ALERT: Malicious Amazon Alexa Skills Can Easily Bypass Vetting Process

Cyber Security

Researchers have uncovered gaps in Amazon’s skill vetting process for the Alexa voice assistant ecosystem that could allow a malicious actor to publish a deceptive skill under any arbitrary developer name and even make backend code changes after approval to trick users into giving up sensitive information.

The findings were presented on Wednesday at the Network and Distributed System Security Symposium (NDSS) conference by a group of academics from Ruhr-Universität Bochum and the North Carolina State University, who analyzed 90,194 skills available in seven countries, including the US, the UK, Australia, Canada, Germany, Japan, and France.

Amazon Alexa allows third-party developers to create additional functionality for devices such as Echo smart speakers by configuring “skills” that run on top of the voice assistant, thereby making it easy for users to initiate a conversation with the skill and complete a specific task.

Chief among the findings is the concern that a user can activate a wrong skill, which can have severe consequences if the skill that’s triggered is designed with insidious intent.

The pitfall stems from the fact that multiple skills can have the same invocation phrase.

Indeed, the practice is so prevalent that investigation spotted 9,948 skills that share the same invocation name with at least one other skill in the US store alone. Across all the seven skill stores, only 36,055 skills had a unique invocation name.

Amazon Skill

Given that the actual criteria Amazon uses to auto-enable a specific skill among several skills with the same invocation names remain unknown, the researchers cautioned it’s possible to activate the wrong skill and that an adversary can get away with publishing skills using well-known company names.

“This primarily happens because Amazon currently does not employ any automated approach to detect infringements for the use of third-party trademarks, and depends on manual vetting to catch such malevolent attempts which are prone to human error,” the researchers explained. “As a result users might become exposed to phishing attacks launched by an attacker.”

Even worse, an attacker can make code changes following a skill’s approval to coax a user into revealing sensitive information like phone numbers and addresses by triggering a dormant intent.

In a way, this is analogous to a technique called versioning that’s used to bypass verification defences. Versioning refers to submitting a benign version of an app to the Android or iOS app store to build trust among users, only to replace the codebase over time with additional malicious functionality through updates at a later date.

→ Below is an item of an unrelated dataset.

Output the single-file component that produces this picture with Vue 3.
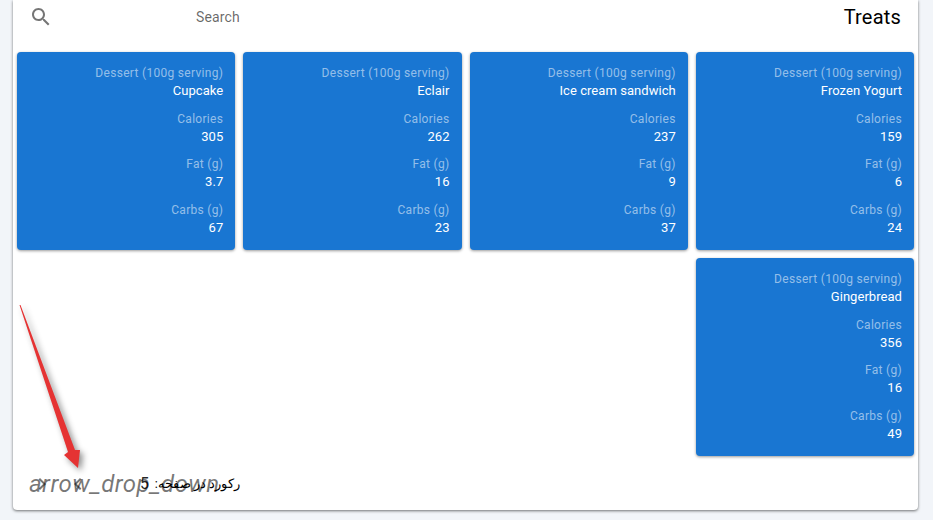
<script setup>
const fields = [
  ['Dessert (100g serving)', 'name'],
  ['Calories', 'calories'],
  ['Fat (g)', 'fat'],
  ['Carbs (g)', 'carbs'],
]
const treats = [
  { name: 'Cupcake', calories: 305, fat: 3.7, carbs: 67 },
  { name: 'Eclair', calories: 262, fat: 16, carbs: 23 },
  { name: 'Ice cream sandwich', calories: 237, fat: 9, carbs: 37 },
  { name: 'Frozen Yogurt', calories: 159, fat: 6, carbs: 24 },
  { name: 'Gingerbread', calories: 356, fat: 16, carbs: 49 },
]
</script>

<template>
  <div class="page">
    <main class="panel">
      <header class="toolbar">
        <svg class="search-icon" width="24" height="24" viewBox="0 0 24 24" aria-hidden="true">
          <path d="M15.5 14h-.79l-.28-.27C15.41 12.59 16 11.11 16 9.5 16 5.91 13.09 3 9.5 3S3 5.91 3 9.5 5.91 16 9.5 16c1.61 0 3.09-.59 4.23-1.57l.27.28v.79l5 4.99L20.49 19l-4.99-5zm-6 0C7.01 14 5 11.99 5 9.5S7.01 5 9.5 5 14 7.01 14 9.5 11.99 14 9.5 14z" />
        </svg>
        <span class="search-label">Search</span>
        <h1 class="title">Treats</h1>
      </header>

      <section class="grid">
        <article v-for="treat in treats" :key="treat.name" class="card">
          <div v-for="field in fields" :key="field[1]" class="field">
            <div class="label">{{ field[0] }}</div>
            <div class="value">{{ treat[field[1]] }}</div>
          </div>
        </article>
      </section>

      <footer class="footer">
        <i class="drop-icon">arrow_drop_down</i>
        <svg class="chevron chevron-a" width="24" height="24" viewBox="0 0 24 24" aria-hidden="true">
          <path d="M10 6 8.59 7.41 13.17 12l-4.58 4.59L10 18l6-6z" />
        </svg>
        <svg class="chevron chevron-b" width="24" height="24" viewBox="0 0 24 24" aria-hidden="true">
          <path d="M15.41 7.41 14 6l-6 6 6 6 1.41-1.41L10.83 12z" />
        </svg>
        <span class="count">5</span>
        <span class="per-page" dir="rtl">رکورد در صفحه:</span>
      </footer>

      <svg class="arrow" width="90" height="180" viewBox="0 0 90 180" aria-hidden="true">
        <polygon points="6.5,0 7.5,0 62,145 67,145 65,163 51,150 55,147" fill="#e53333" />
      </svg>
    </main>
  </div>
</template>

<style>
body {
  margin: 0;
  background: #f2f5f9;
}
</style>

<style scoped>
.page {
  box-sizing: border-box;
  height: 520px;
  padding: 0 15px 10px 13px;
  background: #f2f5f9;
  font-family: Roboto, "Noto Sans", sans-serif;
  overflow: hidden;
}
.panel {
  position: relative;
  height: 510px;
  display: flex;
  flex-direction: column;
  background: #fff;
  border-radius: 0 0 4px 4px;
  box-shadow: 0 1px 3px rgba(0, 0, 0, 0.55);
}
.toolbar {
  flex: none;
  height: 48px;
  padding: 0 17px 14px 16px;
  box-sizing: border-box;
  display: flex;
  align-items: center;
}
.search-icon {
  fill: rgba(0, 0, 0, 0.54);
  flex: none;
}
.search-label {
  margin-left: 143px;
  font-size: 14px;
  letter-spacing: 0.15px;
  color: rgba(0, 0, 0, 0.6);
}
.title {
  margin: 0 0 0 auto;
  font-size: 20px;
  font-weight: 400;
  letter-spacing: 0.2px;
  color: #000;
  line-height: 32px;
}
.grid {
  flex: none;
  display: grid;
  grid-template-columns: repeat(4, 1fr);
  gap: 8px;
  padding: 4px;
}
.card {
  height: 198px;
  box-sizing: border-box;
  padding: 12px 12px 0;
  background: #1976d2;
  border-radius: 4px;
  box-shadow: 0 1px 3px rgba(0, 0, 0, 0.4);
  text-align: right;
}
.card:nth-child(5) {
  grid-column: 4;
}
.field {
  height: 45.67px;
}
.label {
  font-size: 12px;
  letter-spacing: 0.3px;
  line-height: 18px;
  color: rgba(255, 255, 255, 0.54);
}
.value {
  font-size: 13px;
  letter-spacing: 0.05px;
  line-height: 18px;
  color: #fff;
}
.footer {
  position: relative;
  flex: 1;
}
.drop-icon {
  position: absolute;
  left: 16px;
  top: 8px;
  font-size: 24px;
  letter-spacing: 0.45px;
  line-height: 32px;
  font-style: italic;
  color: rgba(0, 0, 0, 0.54);
  white-space: nowrap;
}
.chevron {
  position: absolute;
  top: 12px;
  fill: rgba(0, 0, 0, 0.54);
}
.chevron-a {
  left: 17px;
}
.chevron-b {
  left: 53px;
}
.count {
  position: absolute;
  left: 127px;
  top: 14px;
  font-size: 16px;
  line-height: 20px;
  color: rgba(0, 0, 0, 0.87);
}
.per-page {
  position: absolute;
  left: 150px;
  top: 15px;
  width: 77px;
  font-size: 12.5px;
  line-height: 18px;
  color: #000;
  white-space: nowrap;
}
.arrow {
  position: absolute;
  left: 0;
  top: 305px;
  filter: drop-shadow(3px 3px 3px rgba(0, 0, 0, 0.45));
}
</style>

To test this out, the researchers built a trip planner skill that allows a user to create a trip itinerary that was subsequently tweaked after initial vetting to “inquire the user for his/her phone number so that the skill could directly text (SMS) the trip itinerary,” thus deceiving the individual into revealing his (or her) personal information.

Amazon Skill

Furthermore, the study found that the permission model Amazon uses to protect sensitive Alexa data can be circumvented. This means that an attacker can directly request data (e.g., phone numbers, Amazon Pay details, etc.) from the user that are originally designed to be cordoned by permission APIs.

The idea is that while skills requesting for sensitive data must invoke the permission APIs, it doesn’t stop a rogue developer from asking for that information straight from the user.

The researchers said they identified 358 such skills capable of requesting information that should be ideally secured by the API.

Amazon Skill

Lastly, in an analysis of privacy policies across different categories, it was found that only 24.2% of all skills provide a privacy policy link, and that around 23.3% of such skills do not fully disclose the data types associated with the permissions requested.

Noting that Amazon does not mandate a privacy policy for skills targeting children under the age of 13, the study raised concerns about the lack of widely available privacy policies in the “kids” and “health and fitness” categories.

“As privacy advocates we feel both ‘kid’ and ‘health’ related skills should be held to higher standards with respect to data privacy,” the researchers said, while urging Amazon to validate developers and perform recurring backend checks to mitigate such risks.

“While such applications ease users’ interaction with smart devices and bolster a number of additional services, they also raise security and privacy concerns due to the personal setting they operate in,” they added.